## Exercise prompt
List each line of the data that holds the word "this".

## Information supplied
-- -- --

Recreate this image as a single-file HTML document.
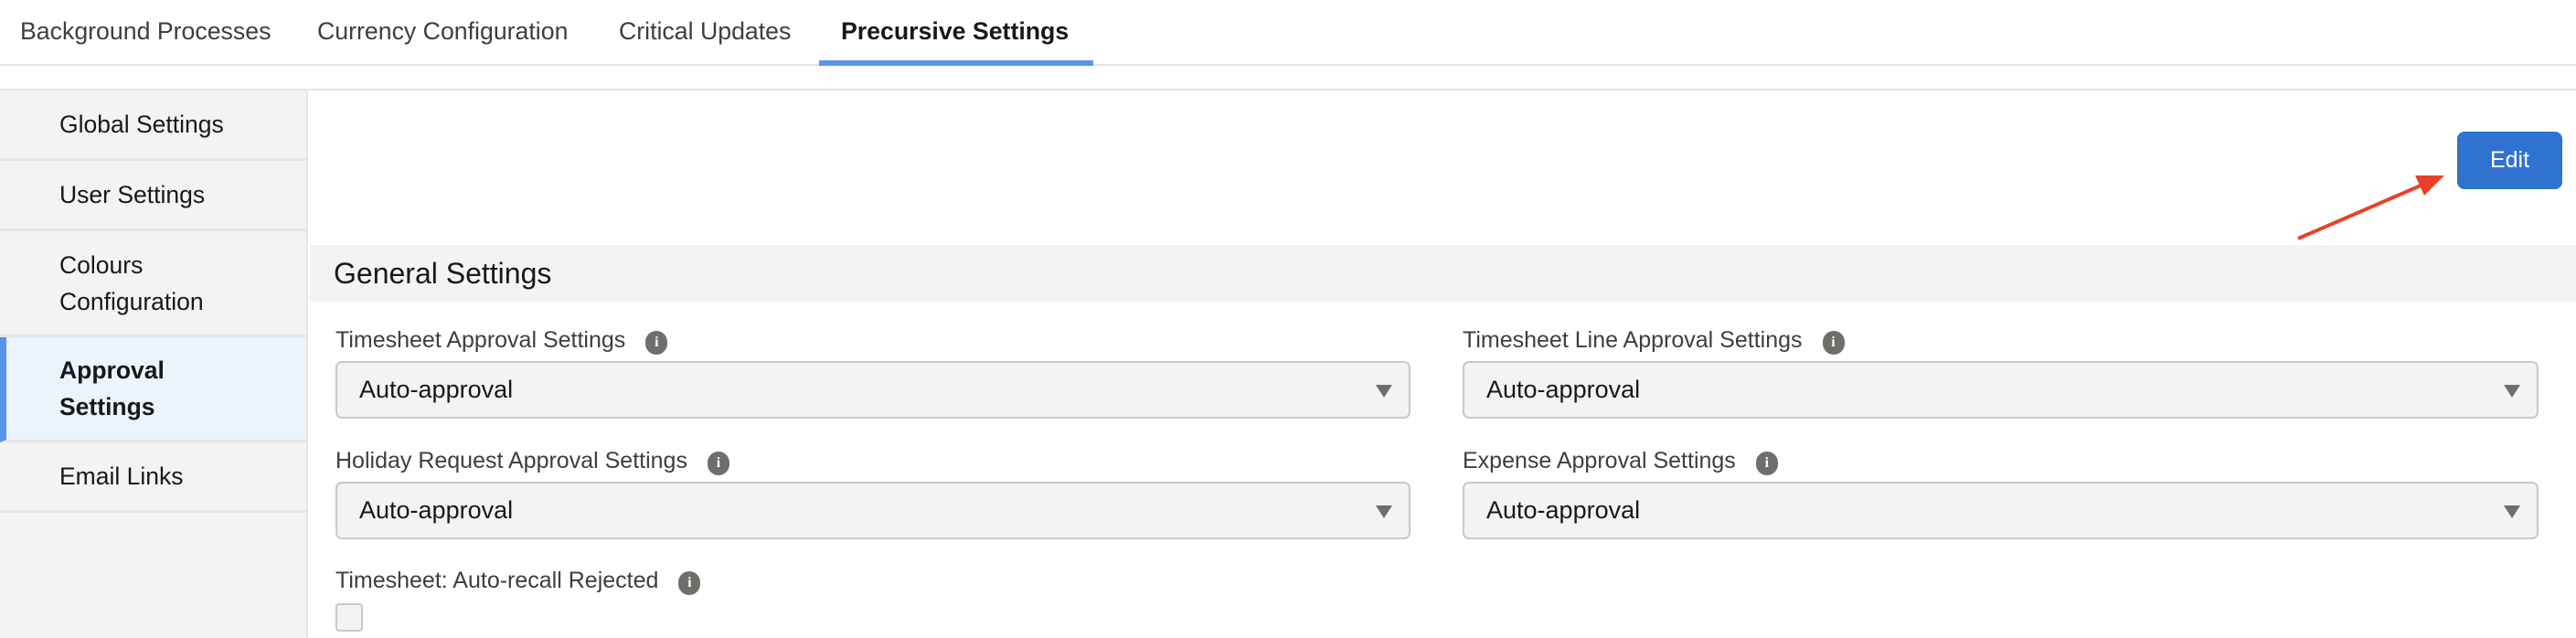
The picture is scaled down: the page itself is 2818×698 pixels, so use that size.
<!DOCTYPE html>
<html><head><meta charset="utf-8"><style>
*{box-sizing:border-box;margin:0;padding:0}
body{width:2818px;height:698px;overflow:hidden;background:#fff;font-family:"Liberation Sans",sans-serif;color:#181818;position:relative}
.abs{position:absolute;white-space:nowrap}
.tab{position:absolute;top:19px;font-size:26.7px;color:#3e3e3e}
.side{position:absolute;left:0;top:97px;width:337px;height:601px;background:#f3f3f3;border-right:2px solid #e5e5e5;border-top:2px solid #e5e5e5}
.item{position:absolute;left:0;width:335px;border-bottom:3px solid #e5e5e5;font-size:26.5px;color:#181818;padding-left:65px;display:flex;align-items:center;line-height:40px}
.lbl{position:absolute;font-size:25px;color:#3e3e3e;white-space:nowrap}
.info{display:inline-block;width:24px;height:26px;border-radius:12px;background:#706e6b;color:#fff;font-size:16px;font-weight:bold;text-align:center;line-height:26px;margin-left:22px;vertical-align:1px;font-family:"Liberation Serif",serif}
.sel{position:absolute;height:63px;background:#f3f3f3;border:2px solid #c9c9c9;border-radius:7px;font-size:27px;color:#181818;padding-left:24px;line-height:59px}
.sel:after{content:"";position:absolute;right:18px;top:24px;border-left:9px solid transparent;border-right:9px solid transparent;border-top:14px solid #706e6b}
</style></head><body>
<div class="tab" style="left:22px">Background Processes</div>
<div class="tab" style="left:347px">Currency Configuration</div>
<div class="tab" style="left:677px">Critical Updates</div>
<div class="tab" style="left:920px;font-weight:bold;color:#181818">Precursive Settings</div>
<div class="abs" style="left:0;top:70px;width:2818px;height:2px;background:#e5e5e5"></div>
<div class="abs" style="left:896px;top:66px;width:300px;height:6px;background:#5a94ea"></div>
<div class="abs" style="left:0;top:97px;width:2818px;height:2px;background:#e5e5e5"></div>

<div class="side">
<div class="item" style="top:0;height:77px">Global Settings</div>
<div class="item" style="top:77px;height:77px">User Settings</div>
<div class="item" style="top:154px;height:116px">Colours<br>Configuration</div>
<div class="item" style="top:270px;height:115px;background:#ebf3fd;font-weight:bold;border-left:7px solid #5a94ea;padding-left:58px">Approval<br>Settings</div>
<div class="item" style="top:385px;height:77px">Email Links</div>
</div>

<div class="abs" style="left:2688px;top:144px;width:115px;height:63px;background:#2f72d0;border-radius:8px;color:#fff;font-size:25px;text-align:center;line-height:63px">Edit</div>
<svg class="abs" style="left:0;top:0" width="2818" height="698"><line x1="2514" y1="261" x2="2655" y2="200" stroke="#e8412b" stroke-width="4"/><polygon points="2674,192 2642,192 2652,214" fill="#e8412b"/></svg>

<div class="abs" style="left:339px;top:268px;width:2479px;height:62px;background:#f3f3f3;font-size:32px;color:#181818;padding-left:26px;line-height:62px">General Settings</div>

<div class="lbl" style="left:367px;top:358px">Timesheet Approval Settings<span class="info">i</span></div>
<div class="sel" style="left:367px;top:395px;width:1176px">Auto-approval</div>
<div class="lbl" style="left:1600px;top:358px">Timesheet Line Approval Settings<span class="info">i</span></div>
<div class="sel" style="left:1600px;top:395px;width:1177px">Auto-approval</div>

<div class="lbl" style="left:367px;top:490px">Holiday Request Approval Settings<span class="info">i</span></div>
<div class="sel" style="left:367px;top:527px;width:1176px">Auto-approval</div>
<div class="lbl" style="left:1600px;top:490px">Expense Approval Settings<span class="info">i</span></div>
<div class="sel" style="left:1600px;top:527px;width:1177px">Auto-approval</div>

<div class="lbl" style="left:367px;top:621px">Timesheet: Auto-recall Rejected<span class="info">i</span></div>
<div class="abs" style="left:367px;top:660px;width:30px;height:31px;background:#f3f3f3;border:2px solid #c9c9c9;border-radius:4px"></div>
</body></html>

-- -- --

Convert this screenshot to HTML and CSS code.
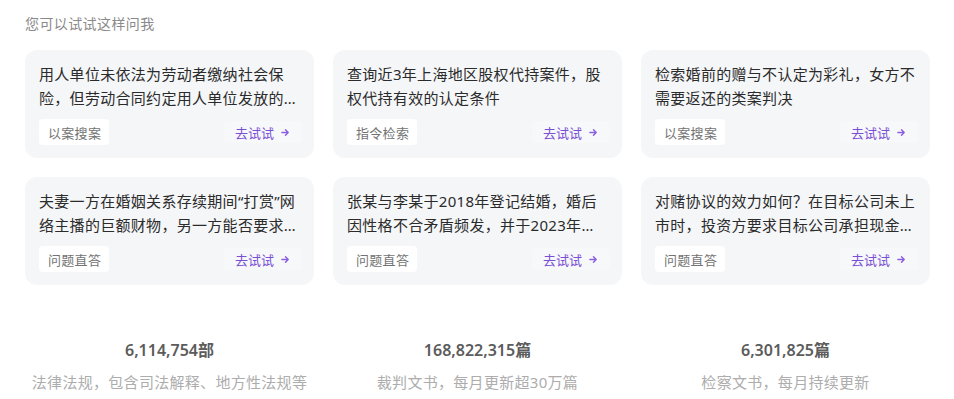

-- -- --

## Output
Recreate this image as a single-file HTML document.
Convert this screenshot to HTML and CSS code.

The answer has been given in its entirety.